POST https://platform-api.aixplain.com/v2/agents/{agent_id}/run
x-api-key: YOUR_API_KEY
Content-Type: application/json

{
"query": "What is my name?",
"sessionId": "SESSION_ID_FROM_PREVIOUS_RESPONSE"
}
note

The request field is sessionId (camelCase); the value comes from data.session_id (snake_case) in the previous run's result.

Option B — client-managed history

Send the prior turns explicitly as a history array. Use this when you keep the conversation state on your side rather than relying on a session.

Request:

POST https://platform-api.aixplain.com/v2/agents/{agent_id}/run
x-api-key: YOUR_API_KEY
Content-Type: application/json

{
"query": "Continue from where we left off",
"history": [
{"role": "user", "content": "Help me plan a project"},
{"role": "assistant", "content": "Sure! What kind of project?"}
]
}

Errors

Failed requests return a non-2xx HTTP status with a message describing the problem.

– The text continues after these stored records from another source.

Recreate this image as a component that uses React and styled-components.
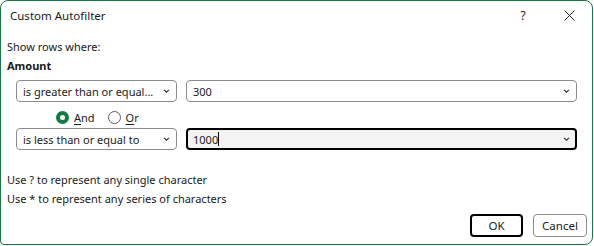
import React from "react";
import styled, { createGlobalStyle } from "styled-components";

const GlobalStyle = createGlobalStyle`
  html, body {
    margin: 0;
    padding: 0;
    background: #ffffff;
  }
  body {
    font-family: "Noto Sans", "Open Sans", sans-serif;
    font-size: 11px;
    color: #1a1a1a;
  }
`;

const Dialog = styled.div`
  box-sizing: border-box;
  width: 593px;
  height: 245px;
  border: 1px solid #1b7a45;
  border-radius: 8px 8px 8px 4px;
  background: #ffffff;
  display: flex;
  flex-direction: column;
`;

const TitleBar = styled.div`
  height: 28px;
  display: flex;
  align-items: center;
  padding-left: 9px;
`;

const Title = styled.div`
  flex: 1;
  font-size: 11.5px;
`;

const TitleButton = styled.div`
  width: ${p => p.w}px;
  display: flex;
  justify-content: center;
  align-items: center;
  font-size: 12px;
`;

const Body = styled.div`
  flex: 1;
  display: flex;
  flex-direction: column;
  padding: 10px 5px 7px 6px;
`;

const Line = styled.div`
  line-height: ${p => p.lh || 16}px;
  height: ${p => p.lh || 16}px;
  font-weight: ${p => (p.bold ? 700 : 400)};
  margin-top: ${p => p.mt || 0}px;
  white-space: nowrap;
`;

const ConditionRow = styled.div`
  display: flex;
  gap: 9px;
  margin-top: ${p => p.mt}px;
  padding-left: 9px;
`;

const Combo = styled.div`
  box-sizing: border-box;
  width: ${p => p.w}px;
  height: 22px;
  border: ${p => (p.focused ? "2px solid #000000" : "1px solid #8c8c8c")};
  border-radius: 4px;
  background: ${p => (p.focused ? "#f3f3f3" : "#ffffff")};
  display: flex;
  align-items: center;
  padding: 0 ${p => (p.focused ? 5 : 6)}px;
`;

const ComboText = styled.div`
  flex: 1;
  white-space: nowrap;
  overflow: hidden;
  display: flex;
  align-items: center;
`;

const Caret = styled.span`
  display: inline-block;
  width: 1px;
  height: 14px;
  background: #000000;
`;

const RadioGroup = styled.div`
  display: flex;
  align-items: center;
  height: 16px;
  margin-top: 7px;
  padding-left: 49px;
  gap: 13px;
`;

const RadioOption = styled.label`
  display: flex;
  align-items: center;
  gap: 5px;
`;

const RadioDot = styled.span`
  box-sizing: border-box;
  width: 13px;
  height: 13px;
  border-radius: 50%;
  border: ${p => (p.checked ? "4px solid #107c41" : "1px solid #5c5c5c")};
  background: #ffffff;
`;

const Key = styled.span`
  text-decoration: underline;
  text-underline-offset: 2px;
`;

const ButtonRow = styled.div`
  margin-top: auto;
  display: flex;
  justify-content: flex-end;
  gap: 10px;
`;

const Button = styled.div`
  box-sizing: border-box;
  width: ${p => p.w}px;
  height: 23px;
  border: ${p => (p.primary ? "2px solid #000000" : "1px solid #8c8c8c")};
  border-radius: 4px;
  display: flex;
  align-items: center;
  justify-content: center;
  font-size: 11.5px;
`;

const Chevron = () => (
  <svg width="7" height="4" viewBox="0 0 7 4">
    <path d="M1 0.8 L3.5 3.2 L6 0.8" fill="none" stroke="#333" strokeWidth="1.1" />
  </svg>
);

const CloseIcon = () => (
  <svg width="11" height="11" viewBox="0 0 11 11">
    <path d="M0.5 0.5 L10.5 10.5 M10.5 0.5 L0.5 10.5" stroke="#222" strokeWidth="1" />
  </svg>
);

export default function App() {
  return (
    <>
      <GlobalStyle />
      <Dialog>
        <TitleBar>
          <Title>Custom Autofilter</Title>
          <TitleButton w={46}>?</TitleButton>
          <TitleButton w={46}>
            <CloseIcon />
          </TitleButton>
        </TitleBar>
        <Body>
          <Line>Show rows where:</Line>
          <Line bold mt={3}>Amount</Line>
          <ConditionRow mt={6}>
            <Combo w={161}>
              <ComboText>is greater than or equal...</ComboText>
              <Chevron />
            </Combo>
            <Combo w={391}>
              <ComboText>300</ComboText>
              <Chevron />
            </Combo>
          </ConditionRow>
          <RadioGroup>
            <RadioOption>
              <RadioDot checked />
              <span><Key>A</Key>nd</span>
            </RadioOption>
            <RadioOption>
              <RadioDot />
              <span><Key>O</Key>r</span>
            </RadioOption>
          </RadioGroup>
          <ConditionRow mt={3}>
            <Combo w={161}>
              <ComboText>is less than or equal to</ComboText>
              <Chevron />
            </Combo>
            <Combo w={391} focused>
              <ComboText>1000<Caret /></ComboText>
              <Chevron />
            </Combo>
          </ConditionRow>
          <Line lh={19} mt={20}>Use ? to represent any single character</Line>
          <Line lh={19}>Use * to represent any series of characters</Line>
          <ButtonRow>
            <Button w={53} primary>OK</Button>
            <Button w={54}>Cancel</Button>
          </ButtonRow>
        </Body>
      </Dialog>
    </>
  );
}
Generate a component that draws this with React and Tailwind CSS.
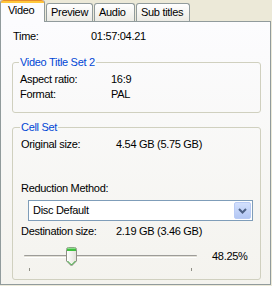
import React from 'react'

const font = "font-['Liberation_Sans',Arial,sans-serif]"

function Tab({ label, active, width }) {
  if (active) {
    return (
      <div
        className={`relative z-10 -mb-px h-[22px] ${width} flex flex-col rounded-t-[3px] border-x border-[#919b9c] bg-[#fcfcfe]`}
      >
        <div className="h-[3px] rounded-t-[3px] border-t border-[#e68b2c] bg-[#ffc83c]" />
        <div className="pl-[7px] pt-[1px] leading-[13px]">{label}</div>
      </div>
    )
  }
  return (
    <div
      className={`h-[18px] ${width} rounded-t-[3px] border-x border-t border-[#919b9c] bg-gradient-to-b from-white to-[#ecebe5] pl-[4px] pt-[2px] leading-[13px]`}
    >
      {label}
    </div>
  )
}

function Row({ label, value, labelWidth, className = '' }) {
  return (
    <div className={`flex h-[13px] leading-[13px] ${className}`}>
      <div className={labelWidth}>{label}</div>
      <div>{value}</div>
    </div>
  )
}

function SliderThumb() {
  return (
    <svg width="11" height="20" viewBox="0 0 11 20" className="absolute left-[42px] top-[0px]">
      <defs>
        <linearGradient id="tb" x1="0" y1="0" x2="1" y2="0">
          <stop offset="0" stopColor="#ffffff" />
          <stop offset="1" stopColor="#e3e2da" />
        </linearGradient>
      </defs>
      <path d="M0.5 2.5 Q0.5 0.5 2.5 0.5 H8.5 Q10.5 0.5 10.5 2.5 V14 L5.5 19 L0.5 14 Z" fill="url(#tb)" stroke="#8f8f86" />
      <path d="M1 1.5 H10 V4 H1 Z" fill="#3fbf3f" />
      <path d="M1.5 1.2 H9.5" stroke="#86e086" />
      <path d="M1.5 14 L5.5 18 L9.5 14" fill="none" stroke="#2ea52e" />
    </svg>
  )
}

export default function App() {
  return (
    <div className={`w-[272px] h-[286px] bg-[#ece9d8] text-[11px] tracking-[-0.3px] text-black ${font}`}>
      <div className="flex h-[21px] items-end">
        <Tab label="Video" active width="w-[45px]" />
        <div className="ml-[1px]">
          <Tab label="Preview" width="w-[47px]" />
        </div>
        <div className="ml-[1px]">
          <Tab label="Audio" width="w-[41px]" />
        </div>
        <div className="ml-[1px]">
          <Tab label="Sub titles" width="w-[54px]" />
        </div>
      </div>

      <div className="h-[264px] w-[271px] border border-[#919b9c] bg-gradient-to-b from-[#fcfcfe] to-[#f4f3ee] pl-[11px]">
        <Row label="Time:" value="01:57:04.21" labelWidth="w-[79px] pl-[1px]" className="mt-[8px]" />

        <fieldset className="mt-[13px] w-[249px] rounded-[3px] border border-[#d0d0bf] pl-[7px] pt-[4px] pb-[11px]">
          <legend className="-ml-px px-[1px] leading-[13px] text-[#0046d5]">Video Title Set 2</legend>
          <Row label="Aspect ratio:" value="16:9" labelWidth="w-[91px]" />
          <Row label="Format:" value="PAL" labelWidth="w-[91px]" className="mt-[2px]" />
        </fieldset>

        <fieldset className="mt-[8px] w-[249px] rounded-[3px] border border-[#d0d0bf] pl-[8px] pt-[4px] pb-[8px]">
          <legend className="-ml-px px-[1px] leading-[13px] text-[#0046d5]">Cell Set</legend>
          <Row label="Original size:" value="4.54 GB (5.75 GB)" labelWidth="w-[95px]" />
          <div className="mt-[31px] h-[13px] leading-[13px]">Reduction Method:</div>

          <div className="mt-[5px] ml-[7px] flex h-[21px] w-[225px] items-center border border-[#7f9db9] bg-white pl-[4px] pr-[1px]">
            <div className="flex-1 leading-[13px]">Disc Default</div>
            <div className="flex h-[17px] w-[17px] items-center justify-center rounded-[2px] border border-[#b9cbf5] bg-gradient-to-b from-[#d3e0fd] to-[#b3c7f4]">
              <svg width="9" height="6" viewBox="0 0 9 6">
                <path d="M1 1 L4.5 4.5 L8 1" fill="none" stroke="#4d6185" strokeWidth="2" />
              </svg>
            </div>
          </div>

          <Row label="Destination size:" value="2.19 GB (3.46 GB)" labelWidth="w-[95px]" className="mt-[4px]" />

          <div className="mt-[9px] flex items-start">
            <div className="relative ml-[3px] h-[24px] w-[173px]">
              <div className="mt-[8px] h-[3px] rounded-[1px] border-t border-[#9d9c99] border-b border-b-white bg-[#e2e0d6]" />
              <div className="mt-[10px] flex justify-between px-[5px]">
                <div className="h-[3px] w-px bg-[#8f8f86]" />
                <div className="h-[3px] w-px bg-[#8f8f86]" />
              </div>
              <SliderThumb />
            </div>
            <div className="ml-[15px] mt-[3px] leading-[13px]">48.25%</div>
          </div>
        </fieldset>
      </div>
    </div>
  )
}
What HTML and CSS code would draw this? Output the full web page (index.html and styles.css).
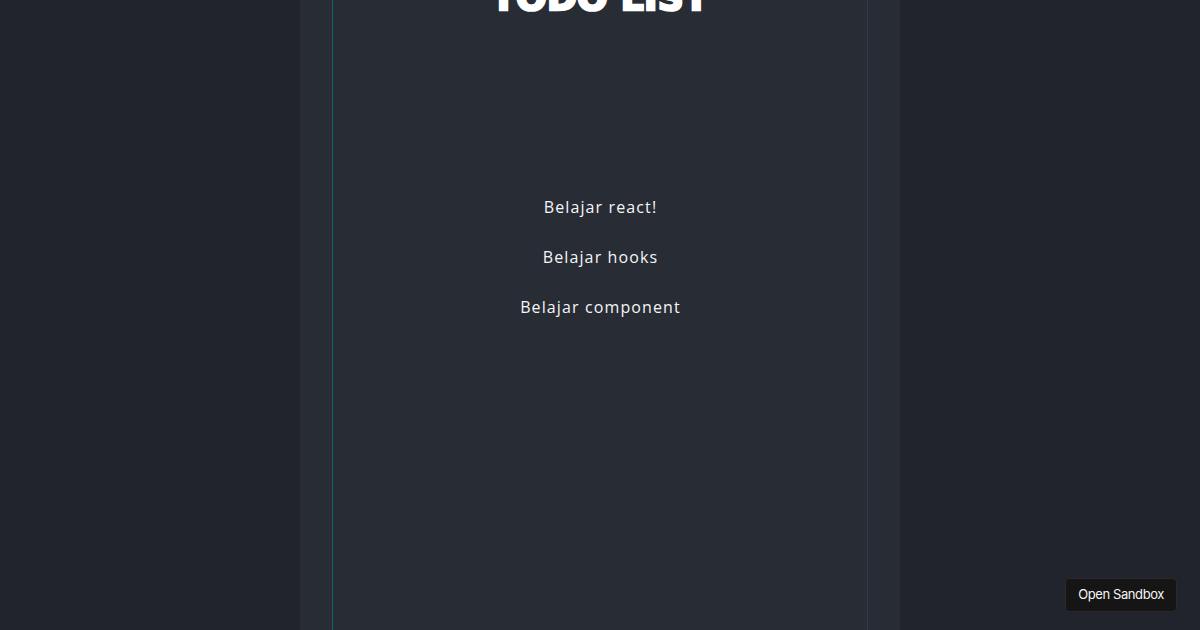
FILE: index.html
```html
<!DOCTYPE html>
<html lang="en">
  <head>
    <meta charset="UTF-8" />
    <meta name="viewport" content="width=device-width, initial-scale=1.0" />
    <title>Todo List</title>
    <link rel="stylesheet" href="styles.css">
  </head>
  <body>
    <div class="app">
      <div class="panel">
        <h1 class="title">TODO LIST</h1>
        <ul class="todoList">
          <li class="todoItem">Belajar react!</li>
          <li class="todoItem">Belajar hooks</li>
          <li class="todoItem">Belajar component</li>
        </ul>
      </div>
    </div>
    <a class="sandboxBtn" href="#">Open Sandbox</a>
  </body>
</html>
```

FILE: styles.css
```css
html,
body {
  height: 100%;
}

body {
  margin: 0;
  overflow: hidden;
  background: #21242c;
  font-family: "Open Sans", sans-serif;
}

.app {
  width: 600px;
  height: 100%;
  margin: 0 auto;
  padding: 0 32px;
  box-sizing: border-box;
  background: #282c35;
}

.panel {
  height: 100%;
  border-left: 1px solid #0e6470;
  border-right: 1px solid #343944;
  overflow: hidden;
}

.title {
  margin: -20px 0 0;
  font-family: "DejaVu Sans", sans-serif;
  font-size: 36px;
  font-weight: 700;
  line-height: 36px;
  letter-spacing: 0.3px;
  text-align: center;
  color: #fff;
  -webkit-text-stroke: 2.5px #fff;
}

.todoList {
  list-style: none;
  margin: 166px 0 0;
  padding: 0;
}

.todoItem {
  height: 50px;
  font-size: 16px;
  line-height: 50px;
  letter-spacing: 1.12px;
  text-indent: 1px;
  text-align: center;
  color: #f5f5f5;
}

.sandboxBtn {
  position: absolute;
  right: 23px;
  bottom: 18px;
  padding: 0 12px;
  height: 32px;
  line-height: 30px;
  border: 1px solid #2a2a2a;
  border-radius: 4px;
  background: #151515;
  color: #f5f5f5;
  font-family: Inter, sans-serif;
  font-size: 13px;
  letter-spacing: -0.4px;
  text-decoration: none;
}
```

StatusTypical causeExample body
400Malformed body or missing required field (e.g. an empty or wrongly-nested query).{"message":["query should not be empty"],"error":"Bad Request","statusCode":400}
401Missing or invalid x-api-key.{"error":"Invalid api key. Please generate a new api key and try again."}
492Input URL could not be fetched (unreachable or blocked host).{"error":"err.invalid_input_data_or_input_url"}

A model can also return HTTP 201 with "status": "FAILED" when the upstream provider rejects the input—for example an unfetchable image URL (code: "invalid_image_url") or a missing required parameter. For asynchronous runs, a job that starts successfully can still finish FAILED. Always check the final status, not just the HTTP code of the initial POST.